Il doit respect et vérité au peuple comorien, celui qui l’a élu à la magistrature suprême”. Enfin, “en ce qui concerne le jugement, point de doute qu’il a été récupéré à des fins politiques et Ahmed Abdallah Sambi et Mohamed Ali Soilihi en sont les principales cibles”. Un avis que partage Kassim Ahmad, nu jeune sans emploi, mais pas pour les mêmes raisons. En effet, lui se focalise sur la manne financière de cette affaire. “Que ce procès soit juste ou injuste comme il le dit, quitter l’audience, c’est donner raison au camp adverse. Tous les Comoriens avaient besoin d’entendre la vérité, mais le choix de se muer dans le silence et opter pour la politique de la chaise vide n’était pas une très bonne idée”, soutient-il.


Il poursuivra, “maintenant, il n’y a aucun Comorien qui peut s’expliquer sur ce qu’ont fait Ahmed Abdallah Sambi, Mohamed Ali Soilihi, Bashar Kiwan et consorts. On nous a eus. En tant que comorien, je veux seulement savoir où est passé notre argent.La justice doit poursuivre son travail jusqu’à trouver notre argent, c’est ce qui m’intéresse”. Mohamed Badoro Badroudine, juriste en droit des affaires, affirme lui comprendre la décision de l’ancien président de la République. “Rien n’a été fait pour qu’il y ait les garanties et les garde-fous d’un procès équitable. Absolument rien. La double juridiction rien que ça. Même Allah te laisse la possibilité de faire appel. C’est triste, mais tout a été bâclé et c’est dommage. Je pense qu’on a raté un tournant”, allègue-t-il avant de poursuivre “Allah lui ne doit de compte à personne, mais il a fait en sorte qu’on puisse revenir sur nos actes.

 

Si c’était moi son avocat, je lui aurais conseillé de quitter l’audience. De quitter cette mascarade et laisser les gens finir leurs films. C’est une stratégie de défense et c’est la mienne, à chacun son point de vue”. Pour une autre source qui a requis l’anonymat, “je pense que ce fut une erreur de la part de Sambi de ne pas se défendre. Au moins pour deux raisons, c’est en réalité une bataille politique entre l’actuel et l’ancien président. Le premier voulant se maintenir au pouvoir éternellement, l’autre voulant le faire dégager pour revenir”. Elle poursuivra “de ce point de vue, ce procès aurait pu être une tribune politique. Une tribune que n’aura plus le président Sambi qui pourrait mourir sans avoir jamais eu la possibilité de se défendre. L’histoire regorge de procès injustes dont les victimes ont réussi à transformer en événements politiques historiques”. Ensuite, “en optant pour le silence, ils ont réduit la possibilité de pointer du doigt les failles de cette juridiction et son caractère fantaisiste ainsi que les accusations issues d’un document (rapport dit parlementaire) dont la légalité est contestée.

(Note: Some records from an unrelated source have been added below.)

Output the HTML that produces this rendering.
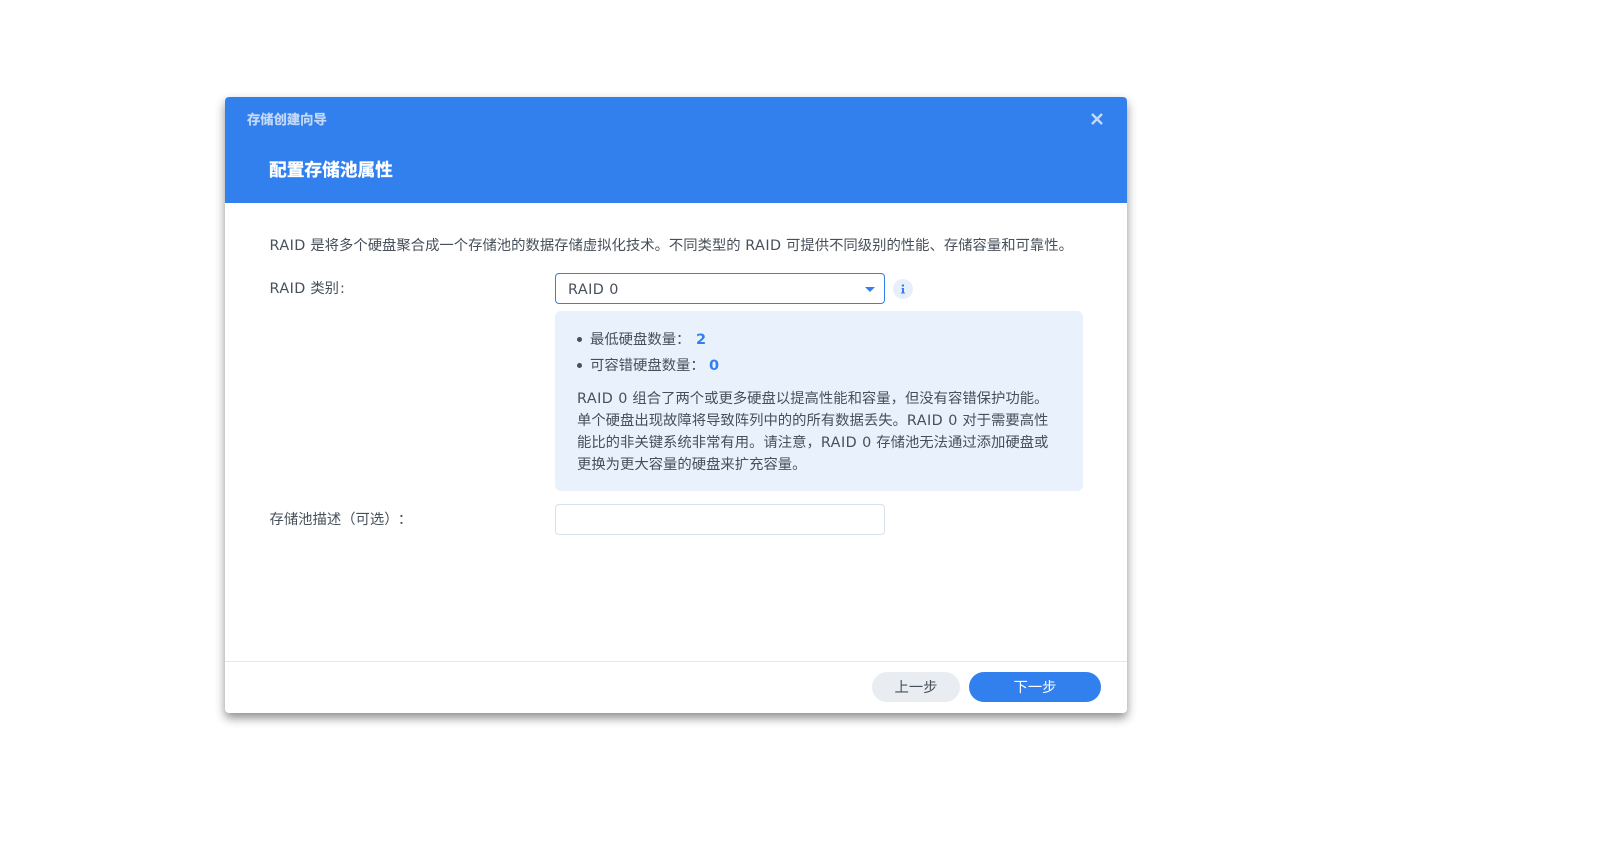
<!DOCTYPE html>
<html lang="zh"><head><meta charset="utf-8"><style>
html,body{margin:0;padding:0;width:1618px;height:851px;background:#fff;overflow:hidden}
body{font-family:"DejaVu Sans","Noto Sans CJK SC",sans-serif;color:#47505a;font-size:14.35px}
.a{position:absolute;white-space:nowrap;line-height:22px}
.a i{font-style:normal;letter-spacing:.45px}
#d{position:absolute;left:225px;top:97px;width:902px;height:616px;background:#fff;border-radius:4px;box-shadow:0 5px 10px rgba(0,0,0,.45)}
#h{position:absolute;left:225px;top:97px;width:902px;height:106px;background:#3180ee;border-radius:4px 4px 0 0}
.dot{position:absolute;left:577px;width:5px;height:5px;border-radius:50%;background:#47505a}
</style></head><body>
<div id="d"></div><div id="h"></div>
<div class="a" style="left:247px;top:108px;font-size:13.3px;font-weight:700;color:#c4d9f9;font-family:'Noto Sans CJK SC',sans-serif;-webkit-text-stroke:.25px #c4d9f9">存储创建向导</div>
<div class="a" style="left:269px;top:158px;font-size:17.7px;font-weight:700;color:#fff;font-family:'Noto Sans CJK SC',sans-serif;-webkit-text-stroke:.3px #fff">配置存储池属性</div>
<svg style="position:absolute;left:1090px;top:113px" width="14" height="12"><path d="M2 1l10 10M12 1L2 11" stroke="#c4d9f9" stroke-width="2.4" fill="none"/></svg>
<div class="a" style="left:269.5px;top:235px"><i>RAID</i> 是将多个硬盘聚合成一个存储池的数据存储虚拟化技术。不同类型的 <i>RAID</i> 可提供不同级别的性能、存储容量和可靠性。</div>
<div class="a" style="left:269.5px;top:278px"><i>RAID</i> 类别<span style="margin-left:1px">:</span></div>
<div style="position:absolute;left:555px;top:273px;width:328px;height:29px;border:1px solid #3180ee;border-radius:4px;background:#fff"></div>
<div class="a" style="left:568px;top:279px"><i>RAID 0</i></div>
<svg style="position:absolute;left:865px;top:287px" width="10" height="5"><path d="M0 0h10L5 5z" fill="#3180ee"/></svg>
<svg style="position:absolute;left:893px;top:279px" width="20" height="20"><circle cx="10" cy="10" r="10" fill="#e7effb"/><path d="M8.500 9h2.500v4.500h1v1h-4v-1h1v-3.500h-.5zM8.800 5.500h2.200v2h-2.200z" fill="#3180ee"/></svg>
<div style="position:absolute;left:555px;top:311px;width:528px;height:180px;background:#e9f1fc;border-radius:6px"></div>
<div class="dot" style="top:337px"></div>
<div class="a" style="left:590px;top:329px">最低硬盘数量&#xFF1A;</div>
<div class="a" style="left:696px;top:329px;font-weight:700;color:#3180ee;font-size:14.5px">2</div>
<div class="dot" style="top:363px"></div>
<div class="a" style="left:590px;top:355px">可容错硬盘数量&#xFF1A;</div>
<div class="a" style="left:709px;top:355px;font-weight:700;color:#3180ee;font-size:14.5px">0</div>
<div class="a" style="left:577px;top:388px"><i>RAID 0</i> 组合了两个或更多硬盘以提高性能和容量&#xFF0C;但没有容错保护功能。</div>
<div class="a" style="left:577px;top:410px">单个硬盘出现故障将导致阵列中的的所有数据丢失。<i>RAID 0</i> 对于需要高性</div>
<div class="a" style="left:577px;top:432px">能比的非关键系统非常有用。请注意&#xFF0C;<i>RAID 0</i> 存储池无法通过添加硬盘或</div>
<div class="a" style="left:577px;top:454px">更换为更大容量的硬盘来扩充容量。</div>
<div class="a" style="left:269.5px;top:509px">存储池描述&#xFF08;可选&#xFF09;<span style="margin-left:6.500px">&#xFF1A;</span></div>
<div style="position:absolute;left:555px;top:504px;width:328px;height:29px;border:1px solid #d9e1ec;border-radius:4px;background:#fff"></div>
<div style="position:absolute;left:225px;top:661px;width:902px;height:1px;background:#e3e8ee"></div>
<div class="a" style="left:872px;top:672px;width:88px;height:30px;line-height:32px;text-align:center;background:#e9edf1;border-radius:15px;color:#47505a">上一步</div>
<div class="a" style="left:969px;top:672px;width:132px;height:30px;line-height:32px;text-align:center;background:#3180ee;border-radius:15px;color:#fff">下一步</div>
</body></html>
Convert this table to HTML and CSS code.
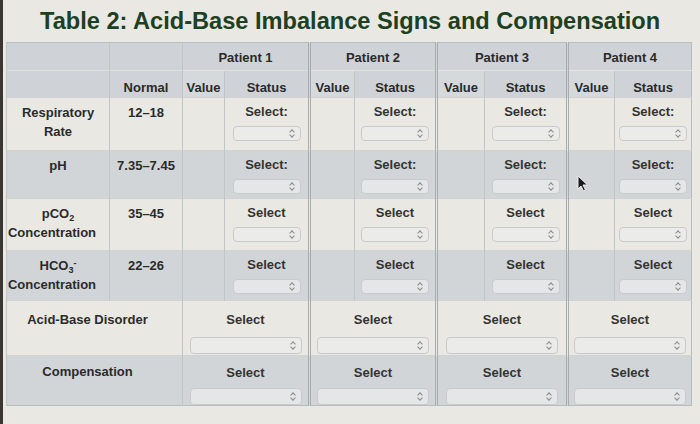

“Même Allah te laisse la possibilité de faire appel”

Sans compter cette histoire de subornation de témoin en la personne de Bashar Kiwan”, déclare notre source pour qui “au total, leur présence à la barre aurait été bénéfique en tant que tribune politique et pour dézinguer cette cour. Ils auraient contredit les assertions assenées au cours de ce procès. Les tribunaux dans ce pays ont toujours été entachés d’irrégularités apparentes ou cachées.Pourtant, des procès ont toujours eu lieu. Y compris celui du général Salimou dont Dieu sait combien il était vicié. Je pense que si Sambi attend le jour où il y aura une justice irréprochable pour comparaître, il n’aura pas assez de sa vie pour attendre. Il a commis une erreur d’appréciation monumentale à mon avis”.